**The problem:** Show, in full, each line of the data that contains "TypeScript".

**Data to use:**
--- Begin ---

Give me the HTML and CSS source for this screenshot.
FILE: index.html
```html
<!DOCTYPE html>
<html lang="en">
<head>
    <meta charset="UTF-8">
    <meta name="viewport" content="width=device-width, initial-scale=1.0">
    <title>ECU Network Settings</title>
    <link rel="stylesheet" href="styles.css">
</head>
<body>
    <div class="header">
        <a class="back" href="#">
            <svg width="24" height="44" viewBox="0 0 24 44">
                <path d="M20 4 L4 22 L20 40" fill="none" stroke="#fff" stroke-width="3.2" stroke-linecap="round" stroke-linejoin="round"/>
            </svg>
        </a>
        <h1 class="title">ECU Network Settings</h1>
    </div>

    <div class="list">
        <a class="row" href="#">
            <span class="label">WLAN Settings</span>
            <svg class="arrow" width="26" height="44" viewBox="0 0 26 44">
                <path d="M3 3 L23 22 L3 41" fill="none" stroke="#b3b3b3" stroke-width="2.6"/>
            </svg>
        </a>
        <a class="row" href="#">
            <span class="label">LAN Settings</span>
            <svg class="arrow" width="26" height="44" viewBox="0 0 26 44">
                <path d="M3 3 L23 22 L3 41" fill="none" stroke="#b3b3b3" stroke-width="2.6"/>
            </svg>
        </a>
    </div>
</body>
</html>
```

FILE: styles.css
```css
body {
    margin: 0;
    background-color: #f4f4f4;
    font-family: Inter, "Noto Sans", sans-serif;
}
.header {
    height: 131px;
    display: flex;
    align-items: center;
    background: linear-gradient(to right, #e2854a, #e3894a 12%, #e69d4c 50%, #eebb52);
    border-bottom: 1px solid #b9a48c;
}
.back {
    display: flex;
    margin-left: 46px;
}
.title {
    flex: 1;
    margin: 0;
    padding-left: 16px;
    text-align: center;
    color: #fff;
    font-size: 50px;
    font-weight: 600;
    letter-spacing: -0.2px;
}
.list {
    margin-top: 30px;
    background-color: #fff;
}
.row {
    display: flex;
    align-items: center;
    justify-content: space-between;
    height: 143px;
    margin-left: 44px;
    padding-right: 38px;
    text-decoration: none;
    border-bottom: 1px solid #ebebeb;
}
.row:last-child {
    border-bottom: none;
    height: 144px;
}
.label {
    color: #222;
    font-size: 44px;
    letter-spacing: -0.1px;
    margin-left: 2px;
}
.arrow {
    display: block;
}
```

--- End ---
--- Begin ---

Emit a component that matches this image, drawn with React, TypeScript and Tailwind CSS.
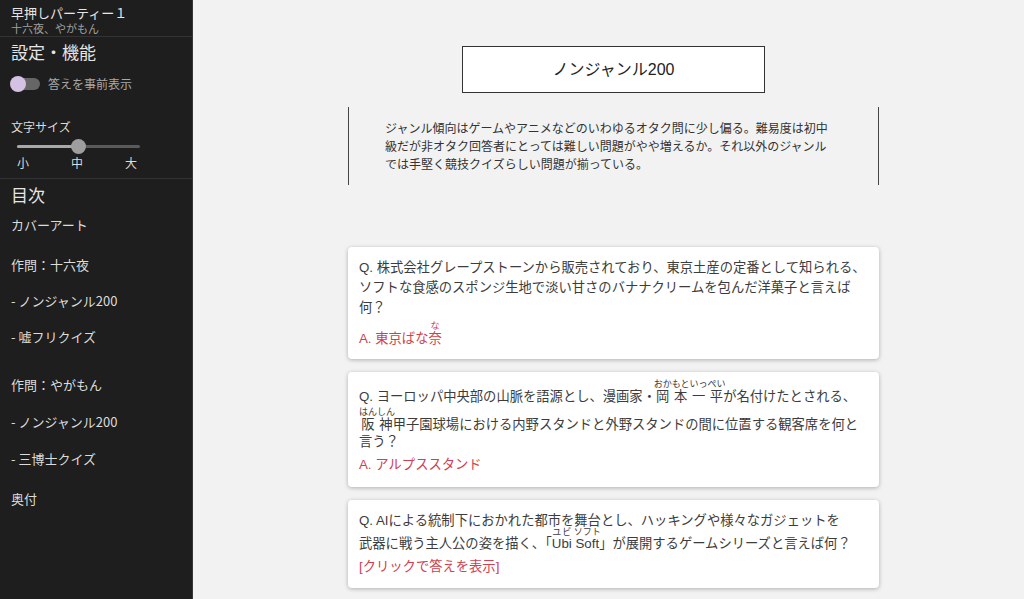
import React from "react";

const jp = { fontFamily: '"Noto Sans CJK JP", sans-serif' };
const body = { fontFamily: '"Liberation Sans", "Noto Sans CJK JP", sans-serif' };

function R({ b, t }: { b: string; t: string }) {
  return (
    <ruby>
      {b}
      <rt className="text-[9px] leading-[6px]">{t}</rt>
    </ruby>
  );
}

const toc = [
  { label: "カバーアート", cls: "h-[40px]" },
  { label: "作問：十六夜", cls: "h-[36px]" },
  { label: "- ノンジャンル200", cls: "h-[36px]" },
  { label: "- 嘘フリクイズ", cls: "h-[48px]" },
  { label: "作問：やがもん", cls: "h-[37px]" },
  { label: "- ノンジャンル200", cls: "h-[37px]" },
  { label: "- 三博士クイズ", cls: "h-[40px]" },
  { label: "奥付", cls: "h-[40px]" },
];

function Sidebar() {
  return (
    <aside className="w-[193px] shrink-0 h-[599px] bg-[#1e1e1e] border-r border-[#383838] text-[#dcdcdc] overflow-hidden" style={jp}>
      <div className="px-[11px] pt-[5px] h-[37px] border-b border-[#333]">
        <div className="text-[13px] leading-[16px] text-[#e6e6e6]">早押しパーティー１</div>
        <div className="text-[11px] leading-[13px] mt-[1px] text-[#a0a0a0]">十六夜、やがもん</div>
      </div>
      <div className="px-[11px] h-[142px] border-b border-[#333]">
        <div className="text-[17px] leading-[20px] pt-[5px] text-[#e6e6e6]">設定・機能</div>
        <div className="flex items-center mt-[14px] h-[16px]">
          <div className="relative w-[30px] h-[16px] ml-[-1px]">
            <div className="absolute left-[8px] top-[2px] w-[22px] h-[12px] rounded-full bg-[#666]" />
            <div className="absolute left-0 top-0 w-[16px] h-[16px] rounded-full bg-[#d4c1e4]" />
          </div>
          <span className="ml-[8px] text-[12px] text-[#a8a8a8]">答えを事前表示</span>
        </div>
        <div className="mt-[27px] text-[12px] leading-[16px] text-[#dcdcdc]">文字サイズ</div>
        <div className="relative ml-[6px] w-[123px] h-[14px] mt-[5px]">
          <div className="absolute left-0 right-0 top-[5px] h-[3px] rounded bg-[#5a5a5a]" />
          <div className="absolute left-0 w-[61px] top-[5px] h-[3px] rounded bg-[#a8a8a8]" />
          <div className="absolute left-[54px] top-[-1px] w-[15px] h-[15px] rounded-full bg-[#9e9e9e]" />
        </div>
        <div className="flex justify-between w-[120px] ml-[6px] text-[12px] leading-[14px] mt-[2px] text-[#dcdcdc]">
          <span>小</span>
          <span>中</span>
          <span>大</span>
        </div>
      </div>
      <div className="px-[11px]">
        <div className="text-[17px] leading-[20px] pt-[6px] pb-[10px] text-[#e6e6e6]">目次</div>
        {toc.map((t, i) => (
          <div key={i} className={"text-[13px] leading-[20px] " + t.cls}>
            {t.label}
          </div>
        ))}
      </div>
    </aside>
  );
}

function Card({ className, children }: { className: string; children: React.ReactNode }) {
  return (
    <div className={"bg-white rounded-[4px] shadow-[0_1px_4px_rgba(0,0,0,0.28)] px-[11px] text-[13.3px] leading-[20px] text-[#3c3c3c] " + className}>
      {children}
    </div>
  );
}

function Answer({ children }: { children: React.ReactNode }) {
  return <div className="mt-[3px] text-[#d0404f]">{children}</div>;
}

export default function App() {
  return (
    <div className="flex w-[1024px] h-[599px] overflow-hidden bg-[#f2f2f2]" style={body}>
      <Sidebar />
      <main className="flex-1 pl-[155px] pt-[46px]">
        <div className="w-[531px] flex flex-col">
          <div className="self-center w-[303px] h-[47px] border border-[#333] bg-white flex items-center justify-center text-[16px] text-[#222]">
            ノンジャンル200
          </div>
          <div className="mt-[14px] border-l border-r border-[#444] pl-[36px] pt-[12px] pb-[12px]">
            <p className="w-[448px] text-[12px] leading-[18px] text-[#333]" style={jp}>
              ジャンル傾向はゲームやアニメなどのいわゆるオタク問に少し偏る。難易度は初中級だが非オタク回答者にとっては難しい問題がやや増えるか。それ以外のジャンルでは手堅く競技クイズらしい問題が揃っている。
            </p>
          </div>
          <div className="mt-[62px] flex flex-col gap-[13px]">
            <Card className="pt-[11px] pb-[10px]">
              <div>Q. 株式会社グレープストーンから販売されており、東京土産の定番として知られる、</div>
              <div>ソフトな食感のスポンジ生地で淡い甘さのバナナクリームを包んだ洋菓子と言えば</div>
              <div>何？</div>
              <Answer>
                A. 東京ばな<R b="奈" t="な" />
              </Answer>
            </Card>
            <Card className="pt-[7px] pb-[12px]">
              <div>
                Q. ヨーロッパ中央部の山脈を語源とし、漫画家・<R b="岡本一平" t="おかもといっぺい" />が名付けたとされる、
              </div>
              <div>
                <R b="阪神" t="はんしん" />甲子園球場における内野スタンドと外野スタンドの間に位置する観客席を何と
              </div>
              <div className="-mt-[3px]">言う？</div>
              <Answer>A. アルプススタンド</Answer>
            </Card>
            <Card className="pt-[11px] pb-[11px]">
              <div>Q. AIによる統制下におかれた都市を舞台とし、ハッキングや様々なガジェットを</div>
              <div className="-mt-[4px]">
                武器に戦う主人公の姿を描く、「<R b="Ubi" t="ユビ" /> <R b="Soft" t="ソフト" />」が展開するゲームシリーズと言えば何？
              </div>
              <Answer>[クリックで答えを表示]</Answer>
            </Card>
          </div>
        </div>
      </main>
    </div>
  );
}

--- End ---
--- Begin ---

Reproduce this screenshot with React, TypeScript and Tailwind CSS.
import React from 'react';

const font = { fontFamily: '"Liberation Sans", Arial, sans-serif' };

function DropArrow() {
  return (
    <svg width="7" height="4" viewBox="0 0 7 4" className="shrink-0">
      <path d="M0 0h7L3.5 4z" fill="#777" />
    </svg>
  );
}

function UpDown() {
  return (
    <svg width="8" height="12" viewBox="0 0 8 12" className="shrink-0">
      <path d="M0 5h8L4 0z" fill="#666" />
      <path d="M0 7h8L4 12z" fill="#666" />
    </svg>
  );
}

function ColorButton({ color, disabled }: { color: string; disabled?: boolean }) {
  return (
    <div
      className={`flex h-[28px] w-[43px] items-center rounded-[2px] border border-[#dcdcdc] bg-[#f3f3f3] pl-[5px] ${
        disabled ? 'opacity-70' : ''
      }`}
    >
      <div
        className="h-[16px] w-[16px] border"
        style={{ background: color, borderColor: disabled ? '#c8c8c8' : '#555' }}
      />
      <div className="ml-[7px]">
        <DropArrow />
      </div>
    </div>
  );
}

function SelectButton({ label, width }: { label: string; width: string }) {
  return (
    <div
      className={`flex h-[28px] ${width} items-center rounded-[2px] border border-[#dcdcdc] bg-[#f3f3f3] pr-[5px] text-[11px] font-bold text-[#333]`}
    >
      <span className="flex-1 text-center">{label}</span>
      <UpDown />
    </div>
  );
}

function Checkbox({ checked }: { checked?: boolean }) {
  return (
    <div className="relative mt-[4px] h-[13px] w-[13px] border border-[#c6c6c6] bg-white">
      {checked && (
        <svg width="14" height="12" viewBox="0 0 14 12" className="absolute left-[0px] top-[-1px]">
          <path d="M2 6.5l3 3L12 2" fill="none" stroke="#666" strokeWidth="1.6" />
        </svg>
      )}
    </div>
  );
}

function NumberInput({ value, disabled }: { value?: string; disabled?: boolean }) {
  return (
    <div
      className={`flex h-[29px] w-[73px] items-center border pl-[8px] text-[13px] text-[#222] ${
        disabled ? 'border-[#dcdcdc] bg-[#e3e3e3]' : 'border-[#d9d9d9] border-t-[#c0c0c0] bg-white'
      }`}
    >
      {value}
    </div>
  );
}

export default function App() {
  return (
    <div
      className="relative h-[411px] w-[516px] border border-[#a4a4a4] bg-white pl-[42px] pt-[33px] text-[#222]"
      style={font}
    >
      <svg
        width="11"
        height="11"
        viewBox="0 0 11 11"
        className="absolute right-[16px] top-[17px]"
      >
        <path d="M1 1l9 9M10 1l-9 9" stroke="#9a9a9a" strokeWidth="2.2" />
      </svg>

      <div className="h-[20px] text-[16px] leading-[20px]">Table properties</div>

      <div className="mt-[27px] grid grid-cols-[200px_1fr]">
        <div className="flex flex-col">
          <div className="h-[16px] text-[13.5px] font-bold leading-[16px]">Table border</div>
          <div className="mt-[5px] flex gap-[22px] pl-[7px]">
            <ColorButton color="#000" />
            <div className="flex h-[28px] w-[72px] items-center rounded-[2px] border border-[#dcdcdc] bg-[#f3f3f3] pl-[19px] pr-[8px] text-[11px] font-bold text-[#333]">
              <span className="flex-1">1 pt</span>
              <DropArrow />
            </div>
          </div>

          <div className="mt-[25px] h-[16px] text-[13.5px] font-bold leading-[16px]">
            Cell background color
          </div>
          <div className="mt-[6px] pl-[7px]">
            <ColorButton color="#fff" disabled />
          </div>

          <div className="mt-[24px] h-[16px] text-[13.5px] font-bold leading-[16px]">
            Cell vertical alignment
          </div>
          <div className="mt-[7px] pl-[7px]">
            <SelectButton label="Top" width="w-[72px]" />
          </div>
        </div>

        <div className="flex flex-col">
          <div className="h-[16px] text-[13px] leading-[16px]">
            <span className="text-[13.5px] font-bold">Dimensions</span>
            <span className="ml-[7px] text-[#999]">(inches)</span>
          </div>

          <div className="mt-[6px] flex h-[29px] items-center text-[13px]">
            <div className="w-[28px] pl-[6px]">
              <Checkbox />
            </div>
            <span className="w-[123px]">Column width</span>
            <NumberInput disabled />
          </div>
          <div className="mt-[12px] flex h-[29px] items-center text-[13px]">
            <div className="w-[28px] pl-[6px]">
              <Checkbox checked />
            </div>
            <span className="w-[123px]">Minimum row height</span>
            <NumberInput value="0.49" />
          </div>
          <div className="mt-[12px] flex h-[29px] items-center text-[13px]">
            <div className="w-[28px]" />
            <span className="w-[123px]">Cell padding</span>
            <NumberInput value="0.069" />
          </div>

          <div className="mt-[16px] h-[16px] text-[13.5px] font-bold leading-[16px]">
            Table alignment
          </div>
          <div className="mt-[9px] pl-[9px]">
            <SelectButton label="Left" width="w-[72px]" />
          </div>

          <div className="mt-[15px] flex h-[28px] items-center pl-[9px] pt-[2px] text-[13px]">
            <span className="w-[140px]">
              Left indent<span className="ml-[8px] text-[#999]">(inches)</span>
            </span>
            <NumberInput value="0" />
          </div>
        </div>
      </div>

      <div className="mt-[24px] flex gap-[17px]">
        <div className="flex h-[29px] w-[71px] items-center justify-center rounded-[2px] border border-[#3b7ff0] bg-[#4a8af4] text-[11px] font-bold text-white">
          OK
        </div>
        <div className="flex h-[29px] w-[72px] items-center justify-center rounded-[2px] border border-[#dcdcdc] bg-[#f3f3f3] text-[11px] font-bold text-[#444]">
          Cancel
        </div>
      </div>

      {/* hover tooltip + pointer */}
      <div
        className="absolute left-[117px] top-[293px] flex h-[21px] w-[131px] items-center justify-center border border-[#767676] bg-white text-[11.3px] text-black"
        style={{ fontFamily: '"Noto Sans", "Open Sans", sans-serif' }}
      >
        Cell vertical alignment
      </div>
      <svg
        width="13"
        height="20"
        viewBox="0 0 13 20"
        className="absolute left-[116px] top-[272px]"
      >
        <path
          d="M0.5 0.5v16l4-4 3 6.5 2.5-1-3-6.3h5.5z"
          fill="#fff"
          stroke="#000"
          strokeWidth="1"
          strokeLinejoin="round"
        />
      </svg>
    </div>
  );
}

--- End ---

**Problem solution:**
Emit a component that matches this image, drawn with React, TypeScript and Tailwind CSS.
Reproduce this screenshot with React, TypeScript and Tailwind CSS.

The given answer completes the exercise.